- _TASK DESCRIPTION_
Copy out every line that contains the word "screenshot".

- _RECORDS SHOWN_
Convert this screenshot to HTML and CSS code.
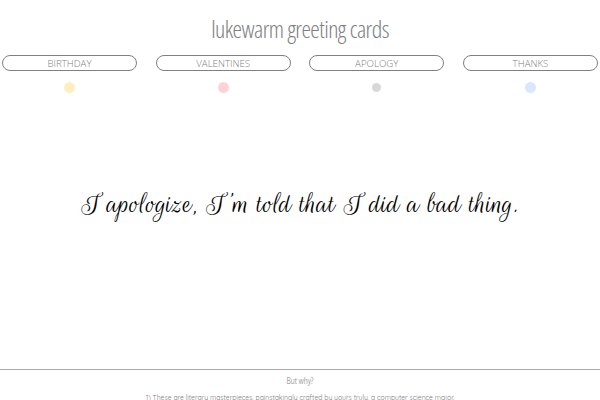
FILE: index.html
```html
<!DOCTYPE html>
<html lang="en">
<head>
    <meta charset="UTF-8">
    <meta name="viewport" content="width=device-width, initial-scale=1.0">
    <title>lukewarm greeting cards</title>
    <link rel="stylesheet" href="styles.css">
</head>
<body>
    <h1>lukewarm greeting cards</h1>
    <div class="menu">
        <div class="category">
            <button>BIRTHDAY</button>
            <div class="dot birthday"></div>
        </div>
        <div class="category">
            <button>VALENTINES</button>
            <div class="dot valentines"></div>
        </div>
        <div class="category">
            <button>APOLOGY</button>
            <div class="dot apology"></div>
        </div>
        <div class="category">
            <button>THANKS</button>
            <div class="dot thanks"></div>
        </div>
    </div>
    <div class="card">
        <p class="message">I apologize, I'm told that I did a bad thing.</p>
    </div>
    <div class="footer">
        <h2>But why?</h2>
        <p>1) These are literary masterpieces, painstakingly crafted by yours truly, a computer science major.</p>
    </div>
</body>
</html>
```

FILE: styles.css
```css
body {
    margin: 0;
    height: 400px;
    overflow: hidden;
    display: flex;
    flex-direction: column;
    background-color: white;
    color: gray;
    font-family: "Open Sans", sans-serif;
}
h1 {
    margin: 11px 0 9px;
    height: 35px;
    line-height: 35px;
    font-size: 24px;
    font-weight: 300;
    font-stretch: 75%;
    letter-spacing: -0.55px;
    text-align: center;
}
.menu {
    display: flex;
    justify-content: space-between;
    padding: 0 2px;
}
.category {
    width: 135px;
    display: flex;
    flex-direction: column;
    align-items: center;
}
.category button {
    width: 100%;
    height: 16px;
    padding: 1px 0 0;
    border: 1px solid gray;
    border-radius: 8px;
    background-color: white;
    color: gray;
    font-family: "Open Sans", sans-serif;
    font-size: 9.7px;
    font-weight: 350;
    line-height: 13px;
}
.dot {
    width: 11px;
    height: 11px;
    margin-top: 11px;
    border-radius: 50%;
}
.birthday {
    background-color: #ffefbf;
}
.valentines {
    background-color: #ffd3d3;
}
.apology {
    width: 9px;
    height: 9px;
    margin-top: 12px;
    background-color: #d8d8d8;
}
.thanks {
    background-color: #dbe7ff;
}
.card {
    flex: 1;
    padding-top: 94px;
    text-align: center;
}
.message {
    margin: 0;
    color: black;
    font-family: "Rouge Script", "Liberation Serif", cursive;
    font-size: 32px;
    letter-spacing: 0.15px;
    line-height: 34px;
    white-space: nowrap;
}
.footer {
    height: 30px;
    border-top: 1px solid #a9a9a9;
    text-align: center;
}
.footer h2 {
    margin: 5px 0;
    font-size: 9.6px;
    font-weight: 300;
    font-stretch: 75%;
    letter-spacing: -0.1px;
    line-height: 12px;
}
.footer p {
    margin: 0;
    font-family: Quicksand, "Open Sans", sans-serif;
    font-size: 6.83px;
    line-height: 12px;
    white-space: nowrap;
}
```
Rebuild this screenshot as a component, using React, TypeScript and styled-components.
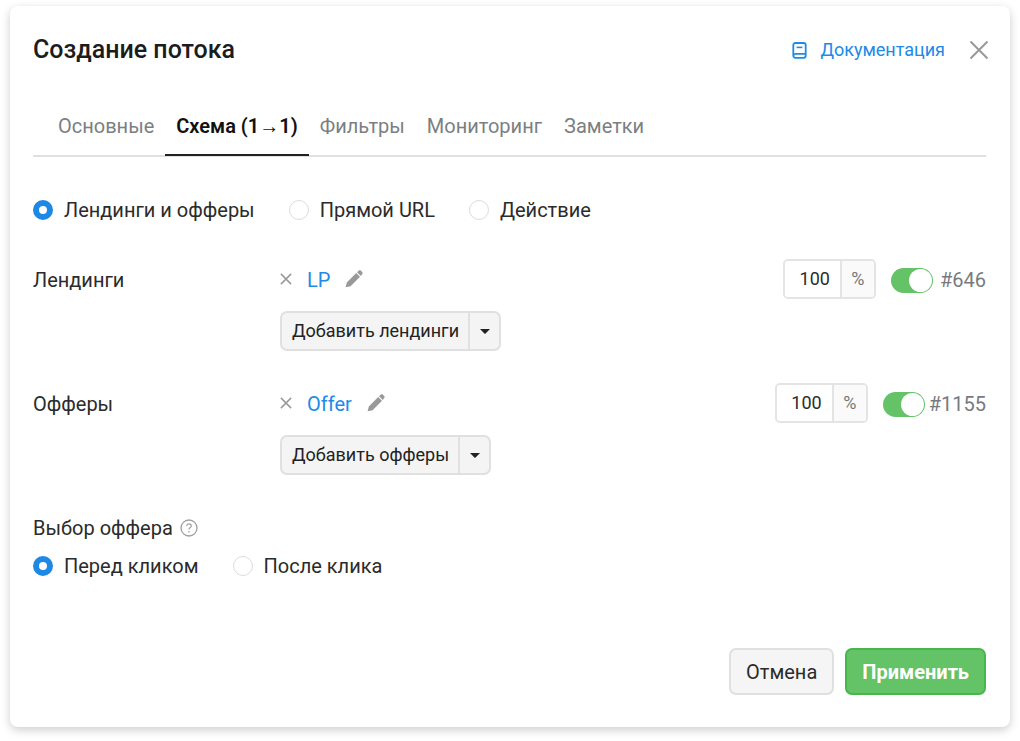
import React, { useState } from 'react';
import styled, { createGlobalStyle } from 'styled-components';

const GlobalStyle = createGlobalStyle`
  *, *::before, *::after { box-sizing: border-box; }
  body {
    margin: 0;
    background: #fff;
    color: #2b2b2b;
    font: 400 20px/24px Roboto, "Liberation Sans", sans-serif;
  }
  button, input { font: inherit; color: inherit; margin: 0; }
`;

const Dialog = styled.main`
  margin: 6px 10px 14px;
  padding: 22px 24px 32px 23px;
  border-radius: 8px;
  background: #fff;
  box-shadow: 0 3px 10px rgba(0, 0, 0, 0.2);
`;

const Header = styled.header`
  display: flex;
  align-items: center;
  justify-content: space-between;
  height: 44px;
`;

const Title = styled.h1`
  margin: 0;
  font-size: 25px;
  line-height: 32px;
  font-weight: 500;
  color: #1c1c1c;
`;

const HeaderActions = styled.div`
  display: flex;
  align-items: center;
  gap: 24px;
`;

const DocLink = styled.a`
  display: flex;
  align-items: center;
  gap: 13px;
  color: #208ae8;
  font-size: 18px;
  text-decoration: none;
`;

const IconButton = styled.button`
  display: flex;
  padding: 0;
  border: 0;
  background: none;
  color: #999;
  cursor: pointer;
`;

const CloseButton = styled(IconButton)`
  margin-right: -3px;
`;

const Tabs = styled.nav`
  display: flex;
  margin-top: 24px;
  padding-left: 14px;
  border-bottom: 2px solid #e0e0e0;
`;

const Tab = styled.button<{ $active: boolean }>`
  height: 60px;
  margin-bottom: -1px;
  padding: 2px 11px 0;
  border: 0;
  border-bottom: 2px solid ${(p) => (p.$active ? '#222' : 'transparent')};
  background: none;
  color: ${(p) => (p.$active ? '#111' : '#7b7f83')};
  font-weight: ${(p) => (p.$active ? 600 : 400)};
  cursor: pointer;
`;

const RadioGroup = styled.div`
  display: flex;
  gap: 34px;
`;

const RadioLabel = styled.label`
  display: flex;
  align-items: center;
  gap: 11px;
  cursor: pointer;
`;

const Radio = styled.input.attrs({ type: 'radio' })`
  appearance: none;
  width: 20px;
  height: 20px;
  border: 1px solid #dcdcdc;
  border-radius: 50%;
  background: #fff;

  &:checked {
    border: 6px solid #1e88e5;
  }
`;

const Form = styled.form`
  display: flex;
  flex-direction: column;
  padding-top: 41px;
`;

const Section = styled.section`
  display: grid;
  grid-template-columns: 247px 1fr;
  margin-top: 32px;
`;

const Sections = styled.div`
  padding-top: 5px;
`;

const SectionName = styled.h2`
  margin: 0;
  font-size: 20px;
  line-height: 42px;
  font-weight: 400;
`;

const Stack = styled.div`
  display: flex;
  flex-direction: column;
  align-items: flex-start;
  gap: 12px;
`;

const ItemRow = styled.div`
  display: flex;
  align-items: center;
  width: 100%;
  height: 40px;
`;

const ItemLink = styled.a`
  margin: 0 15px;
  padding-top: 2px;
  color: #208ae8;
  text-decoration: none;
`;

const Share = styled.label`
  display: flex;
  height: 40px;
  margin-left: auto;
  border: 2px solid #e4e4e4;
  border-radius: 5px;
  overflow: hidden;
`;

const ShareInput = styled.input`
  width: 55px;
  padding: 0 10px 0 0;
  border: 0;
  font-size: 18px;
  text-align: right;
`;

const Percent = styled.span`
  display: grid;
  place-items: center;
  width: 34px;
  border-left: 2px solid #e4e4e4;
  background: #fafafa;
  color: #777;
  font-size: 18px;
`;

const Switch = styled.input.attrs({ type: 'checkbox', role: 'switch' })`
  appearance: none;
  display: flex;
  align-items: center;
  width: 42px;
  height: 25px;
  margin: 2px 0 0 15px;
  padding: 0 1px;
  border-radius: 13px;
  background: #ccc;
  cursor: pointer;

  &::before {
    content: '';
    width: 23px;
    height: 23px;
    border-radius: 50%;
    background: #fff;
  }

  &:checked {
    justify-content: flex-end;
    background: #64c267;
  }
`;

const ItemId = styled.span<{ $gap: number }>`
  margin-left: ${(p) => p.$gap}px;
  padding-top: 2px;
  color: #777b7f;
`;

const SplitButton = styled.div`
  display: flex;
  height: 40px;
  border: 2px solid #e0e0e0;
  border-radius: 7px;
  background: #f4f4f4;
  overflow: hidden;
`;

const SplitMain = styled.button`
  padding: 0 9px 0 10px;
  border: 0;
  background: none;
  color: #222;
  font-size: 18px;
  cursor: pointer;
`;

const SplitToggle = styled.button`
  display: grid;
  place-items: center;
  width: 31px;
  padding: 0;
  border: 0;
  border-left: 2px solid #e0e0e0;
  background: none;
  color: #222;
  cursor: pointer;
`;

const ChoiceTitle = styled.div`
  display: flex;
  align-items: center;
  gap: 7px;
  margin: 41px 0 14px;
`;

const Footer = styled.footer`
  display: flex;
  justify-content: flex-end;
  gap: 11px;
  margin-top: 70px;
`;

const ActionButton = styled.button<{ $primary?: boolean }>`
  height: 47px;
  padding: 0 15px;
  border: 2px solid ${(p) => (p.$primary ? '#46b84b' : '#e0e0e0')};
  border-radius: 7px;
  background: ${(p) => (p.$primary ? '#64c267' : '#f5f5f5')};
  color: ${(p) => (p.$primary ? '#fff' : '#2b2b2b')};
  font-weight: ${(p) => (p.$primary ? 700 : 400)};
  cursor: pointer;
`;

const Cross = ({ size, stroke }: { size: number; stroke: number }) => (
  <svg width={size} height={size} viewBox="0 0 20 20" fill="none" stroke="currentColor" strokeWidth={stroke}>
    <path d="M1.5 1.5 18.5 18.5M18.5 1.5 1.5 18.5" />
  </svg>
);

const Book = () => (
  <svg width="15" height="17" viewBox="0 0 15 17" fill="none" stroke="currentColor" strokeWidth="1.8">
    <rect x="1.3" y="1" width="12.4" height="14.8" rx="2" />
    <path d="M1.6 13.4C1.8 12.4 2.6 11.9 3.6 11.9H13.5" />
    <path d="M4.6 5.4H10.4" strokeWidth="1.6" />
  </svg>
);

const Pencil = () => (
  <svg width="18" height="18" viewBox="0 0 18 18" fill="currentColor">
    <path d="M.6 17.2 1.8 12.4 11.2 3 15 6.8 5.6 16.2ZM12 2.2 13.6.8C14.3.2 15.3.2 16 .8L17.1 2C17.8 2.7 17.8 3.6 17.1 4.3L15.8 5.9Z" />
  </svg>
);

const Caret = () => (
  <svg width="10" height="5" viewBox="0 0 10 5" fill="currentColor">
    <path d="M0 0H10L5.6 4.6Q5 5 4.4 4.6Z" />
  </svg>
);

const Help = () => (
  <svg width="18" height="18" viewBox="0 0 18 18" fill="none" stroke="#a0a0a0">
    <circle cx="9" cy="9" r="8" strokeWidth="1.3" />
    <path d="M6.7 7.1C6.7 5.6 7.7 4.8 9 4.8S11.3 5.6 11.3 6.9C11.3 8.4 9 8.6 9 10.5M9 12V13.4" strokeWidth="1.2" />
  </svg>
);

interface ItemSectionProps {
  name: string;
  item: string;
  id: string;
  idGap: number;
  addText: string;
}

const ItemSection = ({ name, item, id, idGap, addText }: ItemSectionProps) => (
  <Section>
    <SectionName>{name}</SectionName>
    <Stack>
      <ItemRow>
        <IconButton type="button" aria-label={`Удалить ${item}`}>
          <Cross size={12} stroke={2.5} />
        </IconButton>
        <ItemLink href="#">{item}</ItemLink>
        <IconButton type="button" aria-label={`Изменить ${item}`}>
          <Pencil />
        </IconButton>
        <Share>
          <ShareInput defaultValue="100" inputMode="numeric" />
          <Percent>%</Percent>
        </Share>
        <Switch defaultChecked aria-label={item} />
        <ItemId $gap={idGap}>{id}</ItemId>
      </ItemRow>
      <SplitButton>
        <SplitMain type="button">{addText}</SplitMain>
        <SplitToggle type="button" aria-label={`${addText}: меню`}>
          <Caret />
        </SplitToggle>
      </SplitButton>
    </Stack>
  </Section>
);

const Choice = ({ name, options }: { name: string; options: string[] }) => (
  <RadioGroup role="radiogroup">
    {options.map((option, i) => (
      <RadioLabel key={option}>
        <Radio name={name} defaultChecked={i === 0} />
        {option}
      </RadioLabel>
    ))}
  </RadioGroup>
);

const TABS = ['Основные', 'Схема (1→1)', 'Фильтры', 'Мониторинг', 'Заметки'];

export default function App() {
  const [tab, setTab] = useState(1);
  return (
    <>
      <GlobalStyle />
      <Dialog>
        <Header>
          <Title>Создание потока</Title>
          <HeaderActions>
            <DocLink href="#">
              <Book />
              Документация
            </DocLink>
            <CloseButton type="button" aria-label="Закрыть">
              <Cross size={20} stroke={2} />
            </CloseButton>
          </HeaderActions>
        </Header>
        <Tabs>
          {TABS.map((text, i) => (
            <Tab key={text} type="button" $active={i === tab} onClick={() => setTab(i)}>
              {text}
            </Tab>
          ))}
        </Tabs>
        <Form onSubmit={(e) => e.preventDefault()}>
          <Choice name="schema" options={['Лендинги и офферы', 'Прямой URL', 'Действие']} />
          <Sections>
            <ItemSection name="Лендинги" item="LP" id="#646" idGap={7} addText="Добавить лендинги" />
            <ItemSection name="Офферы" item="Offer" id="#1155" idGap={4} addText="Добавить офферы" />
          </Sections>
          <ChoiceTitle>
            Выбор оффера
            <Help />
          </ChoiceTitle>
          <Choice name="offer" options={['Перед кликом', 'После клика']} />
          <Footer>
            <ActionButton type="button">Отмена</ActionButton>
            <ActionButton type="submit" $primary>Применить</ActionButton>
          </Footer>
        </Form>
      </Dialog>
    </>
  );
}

- _RIGHT ANSWER_
Convert this screenshot to HTML and CSS code.
Rebuild this screenshot as a component, using React, TypeScript and styled-components.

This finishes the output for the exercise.